— start INFORMATION SUPPLIED —
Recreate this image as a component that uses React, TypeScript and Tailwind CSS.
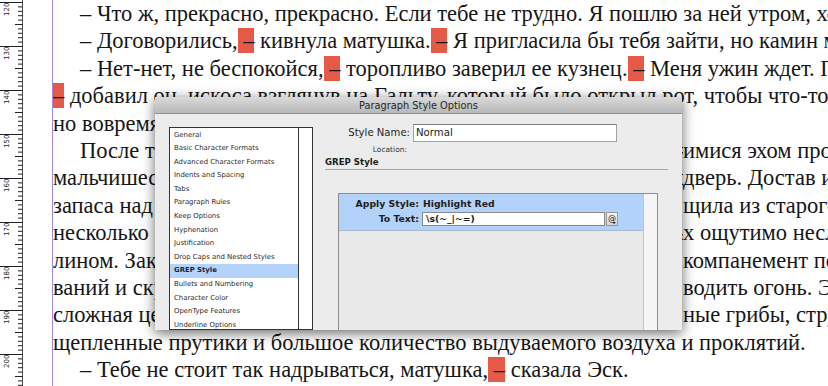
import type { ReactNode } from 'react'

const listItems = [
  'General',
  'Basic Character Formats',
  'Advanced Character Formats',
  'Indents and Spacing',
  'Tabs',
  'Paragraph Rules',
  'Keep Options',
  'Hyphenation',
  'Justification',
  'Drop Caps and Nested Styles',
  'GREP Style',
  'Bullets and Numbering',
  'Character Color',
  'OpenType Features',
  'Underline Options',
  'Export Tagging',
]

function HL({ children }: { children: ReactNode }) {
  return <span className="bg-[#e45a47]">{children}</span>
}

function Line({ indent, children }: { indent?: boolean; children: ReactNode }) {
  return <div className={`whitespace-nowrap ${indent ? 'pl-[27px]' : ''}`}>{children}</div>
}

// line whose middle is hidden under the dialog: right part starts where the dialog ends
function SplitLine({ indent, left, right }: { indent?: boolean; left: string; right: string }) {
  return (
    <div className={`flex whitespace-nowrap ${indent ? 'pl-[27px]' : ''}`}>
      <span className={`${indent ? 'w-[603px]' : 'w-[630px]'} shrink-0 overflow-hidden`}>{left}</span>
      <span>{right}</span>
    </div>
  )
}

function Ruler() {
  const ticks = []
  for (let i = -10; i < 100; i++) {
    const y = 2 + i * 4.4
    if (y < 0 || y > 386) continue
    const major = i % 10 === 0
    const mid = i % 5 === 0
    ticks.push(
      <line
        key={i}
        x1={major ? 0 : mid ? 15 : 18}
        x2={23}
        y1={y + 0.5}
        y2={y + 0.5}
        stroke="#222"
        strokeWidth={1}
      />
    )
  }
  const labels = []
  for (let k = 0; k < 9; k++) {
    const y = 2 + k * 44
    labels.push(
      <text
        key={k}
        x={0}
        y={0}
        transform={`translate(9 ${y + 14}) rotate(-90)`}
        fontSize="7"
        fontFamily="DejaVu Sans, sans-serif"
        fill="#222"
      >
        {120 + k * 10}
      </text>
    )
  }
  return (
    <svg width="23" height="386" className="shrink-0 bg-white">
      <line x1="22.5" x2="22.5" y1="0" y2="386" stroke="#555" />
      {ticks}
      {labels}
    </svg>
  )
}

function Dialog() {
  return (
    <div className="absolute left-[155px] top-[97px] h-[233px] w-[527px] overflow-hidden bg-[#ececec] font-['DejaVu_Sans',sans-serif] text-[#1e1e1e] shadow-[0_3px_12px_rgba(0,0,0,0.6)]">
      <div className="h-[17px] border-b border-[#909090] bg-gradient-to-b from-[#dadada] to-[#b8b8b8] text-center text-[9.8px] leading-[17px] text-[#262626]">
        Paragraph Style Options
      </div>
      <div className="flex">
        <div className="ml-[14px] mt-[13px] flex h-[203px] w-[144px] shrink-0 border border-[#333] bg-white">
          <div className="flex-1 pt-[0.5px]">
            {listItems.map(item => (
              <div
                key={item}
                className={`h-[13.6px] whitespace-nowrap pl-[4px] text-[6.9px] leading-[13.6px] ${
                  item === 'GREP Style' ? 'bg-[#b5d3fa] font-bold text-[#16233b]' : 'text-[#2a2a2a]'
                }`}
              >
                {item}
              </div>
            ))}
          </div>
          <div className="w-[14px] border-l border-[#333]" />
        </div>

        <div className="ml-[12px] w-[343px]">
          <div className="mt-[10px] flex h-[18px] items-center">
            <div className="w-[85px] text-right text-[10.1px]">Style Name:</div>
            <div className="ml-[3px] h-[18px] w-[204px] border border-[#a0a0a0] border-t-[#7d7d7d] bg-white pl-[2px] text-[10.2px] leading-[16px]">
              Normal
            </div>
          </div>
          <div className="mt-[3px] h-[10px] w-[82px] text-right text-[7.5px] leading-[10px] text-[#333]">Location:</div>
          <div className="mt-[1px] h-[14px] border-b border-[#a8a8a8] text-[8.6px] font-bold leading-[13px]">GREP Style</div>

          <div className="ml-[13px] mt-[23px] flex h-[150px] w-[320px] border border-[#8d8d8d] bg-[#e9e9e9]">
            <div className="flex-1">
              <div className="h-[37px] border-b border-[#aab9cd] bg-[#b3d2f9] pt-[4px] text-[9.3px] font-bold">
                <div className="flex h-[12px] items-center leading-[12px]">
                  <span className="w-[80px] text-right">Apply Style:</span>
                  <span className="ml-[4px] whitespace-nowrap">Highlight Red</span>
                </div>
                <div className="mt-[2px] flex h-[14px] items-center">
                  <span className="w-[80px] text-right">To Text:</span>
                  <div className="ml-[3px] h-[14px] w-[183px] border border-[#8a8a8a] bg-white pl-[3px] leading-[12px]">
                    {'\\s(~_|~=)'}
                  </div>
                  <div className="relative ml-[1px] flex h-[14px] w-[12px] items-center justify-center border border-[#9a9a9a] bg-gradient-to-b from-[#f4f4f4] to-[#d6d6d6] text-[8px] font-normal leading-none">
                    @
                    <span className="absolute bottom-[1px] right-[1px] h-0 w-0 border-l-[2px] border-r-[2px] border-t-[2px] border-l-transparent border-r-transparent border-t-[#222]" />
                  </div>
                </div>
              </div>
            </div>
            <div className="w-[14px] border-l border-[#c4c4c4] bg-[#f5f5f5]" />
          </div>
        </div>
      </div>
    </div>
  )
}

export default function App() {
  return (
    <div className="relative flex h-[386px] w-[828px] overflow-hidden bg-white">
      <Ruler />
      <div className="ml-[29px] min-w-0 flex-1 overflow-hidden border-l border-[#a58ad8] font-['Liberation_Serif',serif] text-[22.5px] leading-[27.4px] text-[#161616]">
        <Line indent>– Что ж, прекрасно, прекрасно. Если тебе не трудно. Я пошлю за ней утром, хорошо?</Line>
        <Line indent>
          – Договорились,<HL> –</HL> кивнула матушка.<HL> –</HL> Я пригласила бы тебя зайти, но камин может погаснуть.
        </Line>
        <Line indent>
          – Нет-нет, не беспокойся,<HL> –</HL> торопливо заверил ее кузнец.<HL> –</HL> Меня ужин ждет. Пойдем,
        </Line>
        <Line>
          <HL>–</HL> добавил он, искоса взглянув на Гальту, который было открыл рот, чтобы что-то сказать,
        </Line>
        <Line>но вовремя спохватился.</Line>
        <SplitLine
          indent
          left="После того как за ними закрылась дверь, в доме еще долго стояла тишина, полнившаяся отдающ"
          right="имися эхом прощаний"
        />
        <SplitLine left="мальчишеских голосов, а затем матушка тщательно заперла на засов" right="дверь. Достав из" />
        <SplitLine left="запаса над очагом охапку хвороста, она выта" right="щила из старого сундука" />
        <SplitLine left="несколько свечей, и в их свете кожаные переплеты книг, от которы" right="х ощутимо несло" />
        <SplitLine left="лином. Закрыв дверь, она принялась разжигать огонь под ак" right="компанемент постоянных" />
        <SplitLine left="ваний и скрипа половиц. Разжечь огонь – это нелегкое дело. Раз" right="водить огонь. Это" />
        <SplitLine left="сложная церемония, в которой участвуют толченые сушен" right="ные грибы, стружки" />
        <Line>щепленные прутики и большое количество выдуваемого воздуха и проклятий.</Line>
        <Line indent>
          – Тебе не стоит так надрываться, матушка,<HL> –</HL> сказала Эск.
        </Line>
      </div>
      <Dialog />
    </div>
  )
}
— end INFORMATION SUPPLIED —
THE TASK
Transcribe the full listing above exactly as it stands, minus the pictures.

WORKED ANSWER
Recreate this image as a component that uses React, TypeScript and Tailwind CSS.
import type { ReactNode } from 'react'

const listItems = [
  'General',
  'Basic Character Formats',
  'Advanced Character Formats',
  'Indents and Spacing',
  'Tabs',
  'Paragraph Rules',
  'Keep Options',
  'Hyphenation',
  'Justification',
  'Drop Caps and Nested Styles',
  'GREP Style',
  'Bullets and Numbering',
  'Character Color',
  'OpenType Features',
  'Underline Options',
  'Export Tagging',
]

function HL({ children }: { children: ReactNode }) {
  return <span className="bg-[#e45a47]">{children}</span>
}

function Line({ indent, children }: { indent?: boolean; children: ReactNode }) {
  return <div className={`whitespace-nowrap ${indent ? 'pl-[27px]' : ''}`}>{children}</div>
}

// line whose middle is hidden under the dialog: right part starts where the dialog ends
function SplitLine({ indent, left, right }: { indent?: boolean; left: string; right: string }) {
  return (
    <div className={`flex whitespace-nowrap ${indent ? 'pl-[27px]' : ''}`}>
      <span className={`${indent ? 'w-[603px]' : 'w-[630px]'} shrink-0 overflow-hidden`}>{left}</span>
      <span>{right}</span>
    </div>
  )
}

function Ruler() {
  const ticks = []
  for (let i = -10; i < 100; i++) {
    const y = 2 + i * 4.4
    if (y < 0 || y > 386) continue
    const major = i % 10 === 0
    const mid = i % 5 === 0
    ticks.push(
      <line
        key={i}
        x1={major ? 0 : mid ? 15 : 18}
        x2={23}
        y1={y + 0.5}
        y2={y + 0.5}
        stroke="#222"
        strokeWidth={1}
      />
    )
  }
  const labels = []
  for (let k = 0; k < 9; k++) {
    const y = 2 + k * 44
    labels.push(
      <text
        key={k}
        x={0}
        y={0}
        transform={`translate(9 ${y + 14}) rotate(-90)`}
        fontSize="7"
        fontFamily="DejaVu Sans, sans-serif"
        fill="#222"
      >
        {120 + k * 10}
      </text>
    )
  }
  return (
    <svg width="23" height="386" className="shrink-0 bg-white">
      <line x1="22.5" x2="22.5" y1="0" y2="386" stroke="#555" />
      {ticks}
      {labels}
    </svg>
  )
}

function Dialog() {
  return (
    <div className="absolute left-[155px] top-[97px] h-[233px] w-[527px] overflow-hidden bg-[#ececec] font-['DejaVu_Sans',sans-serif] text-[#1e1e1e] shadow-[0_3px_12px_rgba(0,0,0,0.6)]">
      <div className="h-[17px] border-b border-[#909090] bg-gradient-to-b from-[#dadada] to-[#b8b8b8] text-center text-[9.8px] leading-[17px] text-[#262626]">
        Paragraph Style Options
      </div>
      <div className="flex">
        <div className="ml-[14px] mt-[13px] flex h-[203px] w-[144px] shrink-0 border border-[#333] bg-white">
          <div className="flex-1 pt-[0.5px]">
            {listItems.map(item => (
              <div
                key={item}
                className={`h-[13.6px] whitespace-nowrap pl-[4px] text-[6.9px] leading-[13.6px] ${
                  item === 'GREP Style' ? 'bg-[#b5d3fa] font-bold text-[#16233b]' : 'text-[#2a2a2a]'
                }`}
              >
                {item}
              </div>
            ))}
          </div>
          <div className="w-[14px] border-l border-[#333]" />
        </div>

        <div className="ml-[12px] w-[343px]">
          <div className="mt-[10px] flex h-[18px] items-center">
            <div className="w-[85px] text-right text-[10.1px]">Style Name:</div>
            <div className="ml-[3px] h-[18px] w-[204px] border border-[#a0a0a0] border-t-[#7d7d7d] bg-white pl-[2px] text-[10.2px] leading-[16px]">
              Normal
            </div>
          </div>
          <div className="mt-[3px] h-[10px] w-[82px] text-right text-[7.5px] leading-[10px] text-[#333]">Location:</div>
          <div className="mt-[1px] h-[14px] border-b border-[#a8a8a8] text-[8.6px] font-bold leading-[13px]">GREP Style</div>

          <div className="ml-[13px] mt-[23px] flex h-[150px] w-[320px] border border-[#8d8d8d] bg-[#e9e9e9]">
            <div className="flex-1">
              <div className="h-[37px] border-b border-[#aab9cd] bg-[#b3d2f9] pt-[4px] text-[9.3px] font-bold">
                <div className="flex h-[12px] items-center leading-[12px]">
                  <span className="w-[80px] text-right">Apply Style:</span>
                  <span className="ml-[4px] whitespace-nowrap">Highlight Red</span>
                </div>
                <div className="mt-[2px] flex h-[14px] items-center">
                  <span className="w-[80px] text-right">To Text:</span>
                  <div className="ml-[3px] h-[14px] w-[183px] border border-[#8a8a8a] bg-white pl-[3px] leading-[12px]">
                    {'\\s(~_|~=)'}
                  </div>
                  <div className="relative ml-[1px] flex h-[14px] w-[12px] items-center justify-center border border-[#9a9a9a] bg-gradient-to-b from-[#f4f4f4] to-[#d6d6d6] text-[8px] font-normal leading-none">
                    @
                    <span className="absolute bottom-[1px] right-[1px] h-0 w-0 border-l-[2px] border-r-[2px] border-t-[2px] border-l-transparent border-r-transparent border-t-[#222]" />
                  </div>
                </div>
              </div>
            </div>
            <div className="w-[14px] border-l border-[#c4c4c4] bg-[#f5f5f5]" />
          </div>
        </div>
      </div>
    </div>
  )
}

export default function App() {
  return (
    <div className="relative flex h-[386px] w-[828px] overflow-hidden bg-white">
      <Ruler />
      <div className="ml-[29px] min-w-0 flex-1 overflow-hidden border-l border-[#a58ad8] font-['Liberation_Serif',serif] text-[22.5px] leading-[27.4px] text-[#161616]">
        <Line indent>– Что ж, прекрасно, прекрасно. Если тебе не трудно. Я пошлю за ней утром, хорошо?</Line>
        <Line indent>
          – Договорились,<HL> –</HL> кивнула матушка.<HL> –</HL> Я пригласила бы тебя зайти, но камин может погаснуть.
        </Line>
        <Line indent>
          – Нет-нет, не беспокойся,<HL> –</HL> торопливо заверил ее кузнец.<HL> –</HL> Меня ужин ждет. Пойдем,
        </Line>
        <Line>
          <HL>–</HL> добавил он, искоса взглянув на Гальту, который было открыл рот, чтобы что-то сказать,
        </Line>
        <Line>но вовремя спохватился.</Line>
        <SplitLine
          indent
          left="После того как за ними закрылась дверь, в доме еще долго стояла тишина, полнившаяся отдающ"
          right="имися эхом прощаний"
        />
        <SplitLine left="мальчишеских голосов, а затем матушка тщательно заперла на засов" right="дверь. Достав из" />
        <SplitLine left="запаса над очагом охапку хвороста, она выта" right="щила из старого сундука" />
        <SplitLine left="несколько свечей, и в их свете кожаные переплеты книг, от которы" right="х ощутимо несло" />
        <SplitLine left="лином. Закрыв дверь, она принялась разжигать огонь под ак" right="компанемент постоянных" />
        <SplitLine left="ваний и скрипа половиц. Разжечь огонь – это нелегкое дело. Раз" right="водить огонь. Это" />
        <SplitLine left="сложная церемония, в которой участвуют толченые сушен" right="ные грибы, стружки" />
        <Line>щепленные прутики и большое количество выдуваемого воздуха и проклятий.</Line>
        <Line indent>
          – Тебе не стоит так надрываться, матушка,<HL> –</HL> сказала Эск.
        </Line>
      </div>
      <Dialog />
    </div>
  )
}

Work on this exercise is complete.